### [SET PROBLEM]
Find all the lines with "this" and gather them.

[START OF DATA ENTRIES]

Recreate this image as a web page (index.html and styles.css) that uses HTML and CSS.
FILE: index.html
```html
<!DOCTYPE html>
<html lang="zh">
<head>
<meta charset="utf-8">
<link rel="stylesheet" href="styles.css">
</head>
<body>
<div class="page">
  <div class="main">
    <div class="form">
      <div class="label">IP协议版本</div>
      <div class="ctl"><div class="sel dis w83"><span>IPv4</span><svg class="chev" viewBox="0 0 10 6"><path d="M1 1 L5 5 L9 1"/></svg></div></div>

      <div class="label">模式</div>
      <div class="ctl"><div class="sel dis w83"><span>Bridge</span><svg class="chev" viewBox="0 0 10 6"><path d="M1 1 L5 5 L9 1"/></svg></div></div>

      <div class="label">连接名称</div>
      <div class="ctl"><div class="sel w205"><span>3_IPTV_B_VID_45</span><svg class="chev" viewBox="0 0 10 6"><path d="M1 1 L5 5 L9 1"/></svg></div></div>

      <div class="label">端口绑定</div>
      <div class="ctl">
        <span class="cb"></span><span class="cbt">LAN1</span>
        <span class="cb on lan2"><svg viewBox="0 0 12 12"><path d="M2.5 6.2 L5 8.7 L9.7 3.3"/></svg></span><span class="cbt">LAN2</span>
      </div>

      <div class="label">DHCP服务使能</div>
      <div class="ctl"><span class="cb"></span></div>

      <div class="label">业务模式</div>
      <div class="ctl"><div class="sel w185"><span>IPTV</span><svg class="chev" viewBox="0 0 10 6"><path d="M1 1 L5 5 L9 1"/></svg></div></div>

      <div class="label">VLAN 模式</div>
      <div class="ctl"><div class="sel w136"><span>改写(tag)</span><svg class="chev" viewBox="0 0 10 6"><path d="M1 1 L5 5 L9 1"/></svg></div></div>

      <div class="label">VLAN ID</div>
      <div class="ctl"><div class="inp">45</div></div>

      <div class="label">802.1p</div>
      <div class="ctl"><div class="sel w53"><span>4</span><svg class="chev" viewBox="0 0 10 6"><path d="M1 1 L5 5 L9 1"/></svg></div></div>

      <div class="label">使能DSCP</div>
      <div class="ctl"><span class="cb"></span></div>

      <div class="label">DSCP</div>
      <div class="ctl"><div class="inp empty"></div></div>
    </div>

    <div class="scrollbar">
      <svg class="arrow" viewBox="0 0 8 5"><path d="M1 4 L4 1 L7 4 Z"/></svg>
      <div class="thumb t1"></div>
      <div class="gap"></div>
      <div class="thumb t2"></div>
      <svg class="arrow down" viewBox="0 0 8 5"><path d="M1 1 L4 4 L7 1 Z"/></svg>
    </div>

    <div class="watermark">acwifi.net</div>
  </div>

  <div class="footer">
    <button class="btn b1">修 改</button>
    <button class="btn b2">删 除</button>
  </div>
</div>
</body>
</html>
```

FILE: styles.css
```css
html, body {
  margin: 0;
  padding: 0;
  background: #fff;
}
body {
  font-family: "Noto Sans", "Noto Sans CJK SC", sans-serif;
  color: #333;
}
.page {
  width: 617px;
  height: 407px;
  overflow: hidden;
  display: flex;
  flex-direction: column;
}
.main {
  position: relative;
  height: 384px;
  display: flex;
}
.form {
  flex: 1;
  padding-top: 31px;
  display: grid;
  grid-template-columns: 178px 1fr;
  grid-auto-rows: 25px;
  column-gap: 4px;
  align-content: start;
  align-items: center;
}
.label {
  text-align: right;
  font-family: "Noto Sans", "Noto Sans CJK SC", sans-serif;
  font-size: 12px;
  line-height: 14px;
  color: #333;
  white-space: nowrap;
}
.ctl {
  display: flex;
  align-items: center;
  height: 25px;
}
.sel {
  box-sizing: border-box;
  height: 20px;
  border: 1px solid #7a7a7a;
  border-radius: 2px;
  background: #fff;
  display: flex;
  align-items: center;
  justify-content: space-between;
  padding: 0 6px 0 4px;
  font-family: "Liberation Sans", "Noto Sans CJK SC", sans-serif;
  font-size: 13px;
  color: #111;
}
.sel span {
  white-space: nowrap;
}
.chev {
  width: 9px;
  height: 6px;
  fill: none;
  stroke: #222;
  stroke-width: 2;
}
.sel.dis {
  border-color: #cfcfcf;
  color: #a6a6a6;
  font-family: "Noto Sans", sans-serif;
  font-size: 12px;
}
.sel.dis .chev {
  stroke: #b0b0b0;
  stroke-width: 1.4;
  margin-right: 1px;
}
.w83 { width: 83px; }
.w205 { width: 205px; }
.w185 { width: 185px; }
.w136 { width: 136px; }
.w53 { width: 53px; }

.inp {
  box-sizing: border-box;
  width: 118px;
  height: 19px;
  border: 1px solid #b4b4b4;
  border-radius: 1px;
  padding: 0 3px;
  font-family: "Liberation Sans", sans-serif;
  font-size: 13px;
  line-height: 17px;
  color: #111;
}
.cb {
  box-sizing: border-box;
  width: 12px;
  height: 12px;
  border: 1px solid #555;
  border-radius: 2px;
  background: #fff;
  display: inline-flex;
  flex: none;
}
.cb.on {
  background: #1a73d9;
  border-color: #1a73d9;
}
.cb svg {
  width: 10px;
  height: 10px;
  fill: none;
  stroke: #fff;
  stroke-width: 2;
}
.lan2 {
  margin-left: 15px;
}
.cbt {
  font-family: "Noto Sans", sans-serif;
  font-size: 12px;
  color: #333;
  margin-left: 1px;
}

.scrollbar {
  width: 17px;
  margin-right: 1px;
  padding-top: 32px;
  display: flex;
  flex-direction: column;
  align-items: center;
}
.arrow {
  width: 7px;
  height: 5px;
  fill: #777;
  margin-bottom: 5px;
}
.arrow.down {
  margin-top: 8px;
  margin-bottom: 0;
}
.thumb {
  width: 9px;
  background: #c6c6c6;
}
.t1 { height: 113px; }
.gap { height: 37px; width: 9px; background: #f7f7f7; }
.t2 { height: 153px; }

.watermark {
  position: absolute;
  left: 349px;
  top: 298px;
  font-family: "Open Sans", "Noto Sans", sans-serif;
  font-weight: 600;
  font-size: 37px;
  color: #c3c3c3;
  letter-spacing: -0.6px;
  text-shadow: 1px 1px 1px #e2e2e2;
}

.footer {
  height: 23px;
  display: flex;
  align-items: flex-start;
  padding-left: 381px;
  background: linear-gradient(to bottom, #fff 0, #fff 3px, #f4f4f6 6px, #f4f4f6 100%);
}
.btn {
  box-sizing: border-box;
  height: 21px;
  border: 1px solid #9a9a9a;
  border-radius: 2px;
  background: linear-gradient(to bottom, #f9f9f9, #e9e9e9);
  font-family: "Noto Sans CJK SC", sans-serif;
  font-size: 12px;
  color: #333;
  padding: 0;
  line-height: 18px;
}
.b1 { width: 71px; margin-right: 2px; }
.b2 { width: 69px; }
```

[END OF DATA ENTRIES]
[START OF DATA ENTRIES]

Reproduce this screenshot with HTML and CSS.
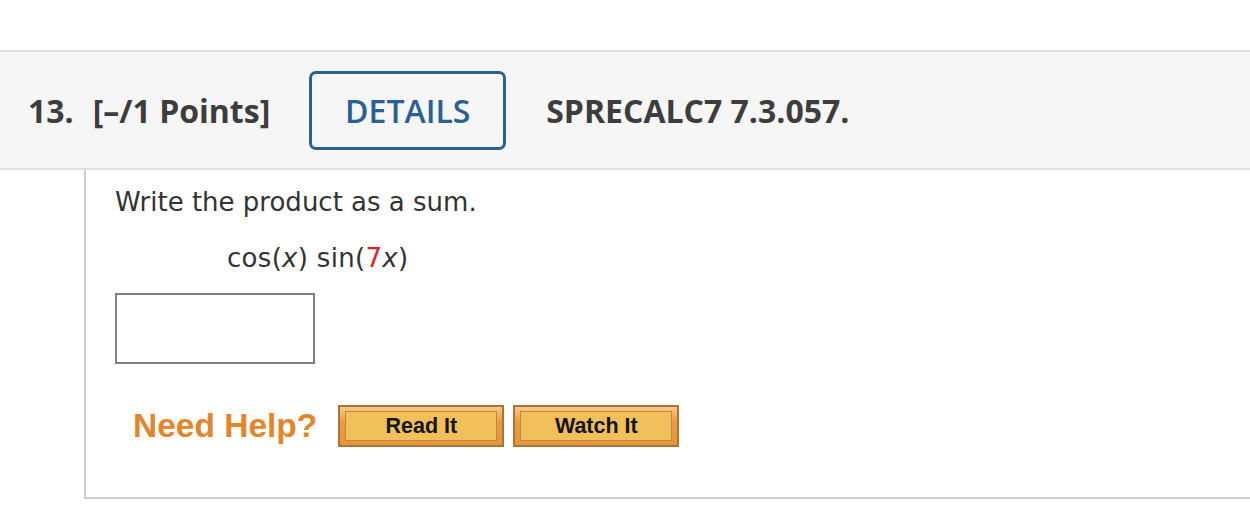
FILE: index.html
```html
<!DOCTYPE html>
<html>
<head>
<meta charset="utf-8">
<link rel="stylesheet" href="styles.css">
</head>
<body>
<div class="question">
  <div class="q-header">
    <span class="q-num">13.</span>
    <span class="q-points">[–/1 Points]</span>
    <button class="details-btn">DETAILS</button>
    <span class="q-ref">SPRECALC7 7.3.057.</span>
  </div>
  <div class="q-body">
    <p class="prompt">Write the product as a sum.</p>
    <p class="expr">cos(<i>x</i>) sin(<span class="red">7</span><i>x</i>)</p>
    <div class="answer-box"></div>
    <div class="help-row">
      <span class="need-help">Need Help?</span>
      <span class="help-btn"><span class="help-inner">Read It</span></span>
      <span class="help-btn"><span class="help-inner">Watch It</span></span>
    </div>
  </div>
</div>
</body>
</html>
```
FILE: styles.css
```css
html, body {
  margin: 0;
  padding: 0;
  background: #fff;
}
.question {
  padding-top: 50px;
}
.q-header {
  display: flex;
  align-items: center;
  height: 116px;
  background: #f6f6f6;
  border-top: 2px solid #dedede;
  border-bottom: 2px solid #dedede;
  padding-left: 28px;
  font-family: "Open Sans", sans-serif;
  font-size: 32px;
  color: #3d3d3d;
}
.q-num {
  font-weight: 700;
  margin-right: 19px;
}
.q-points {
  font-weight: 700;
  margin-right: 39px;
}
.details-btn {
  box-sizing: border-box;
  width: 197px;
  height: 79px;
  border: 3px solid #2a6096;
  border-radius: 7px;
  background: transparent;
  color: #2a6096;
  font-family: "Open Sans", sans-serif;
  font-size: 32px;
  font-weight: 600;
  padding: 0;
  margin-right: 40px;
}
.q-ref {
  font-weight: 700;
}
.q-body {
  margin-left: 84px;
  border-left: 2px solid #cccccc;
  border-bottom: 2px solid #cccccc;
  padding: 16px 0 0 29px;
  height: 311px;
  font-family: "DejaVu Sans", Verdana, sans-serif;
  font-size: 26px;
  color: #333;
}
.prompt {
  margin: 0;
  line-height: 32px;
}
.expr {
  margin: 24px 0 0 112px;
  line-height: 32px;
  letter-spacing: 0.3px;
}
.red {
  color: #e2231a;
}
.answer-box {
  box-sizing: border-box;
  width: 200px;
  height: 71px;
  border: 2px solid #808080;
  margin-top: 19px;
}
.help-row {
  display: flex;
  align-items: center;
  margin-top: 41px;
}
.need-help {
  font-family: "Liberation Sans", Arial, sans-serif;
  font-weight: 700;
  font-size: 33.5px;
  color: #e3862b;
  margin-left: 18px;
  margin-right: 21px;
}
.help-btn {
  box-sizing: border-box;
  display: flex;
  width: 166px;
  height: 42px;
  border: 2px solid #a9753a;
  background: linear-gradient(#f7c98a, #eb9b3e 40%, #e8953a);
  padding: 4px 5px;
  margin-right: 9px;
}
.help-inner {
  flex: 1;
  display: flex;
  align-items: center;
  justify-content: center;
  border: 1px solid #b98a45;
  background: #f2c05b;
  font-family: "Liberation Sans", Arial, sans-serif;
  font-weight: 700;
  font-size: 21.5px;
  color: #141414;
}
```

[END OF DATA ENTRIES]
[START OF DATA ENTRIES]

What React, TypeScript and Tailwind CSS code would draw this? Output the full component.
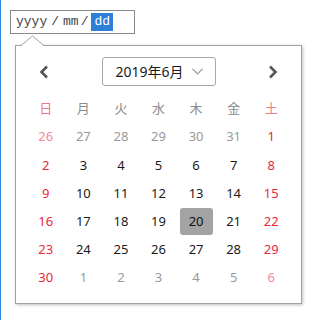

[END OF DATA ENTRIES]

### [EXPECTED OUTPUT]
Recreate this image as a web page (index.html and styles.css) that uses HTML and CSS.
Reproduce this screenshot with HTML and CSS.
What React, TypeScript and Tailwind CSS code would draw this? Output the full component.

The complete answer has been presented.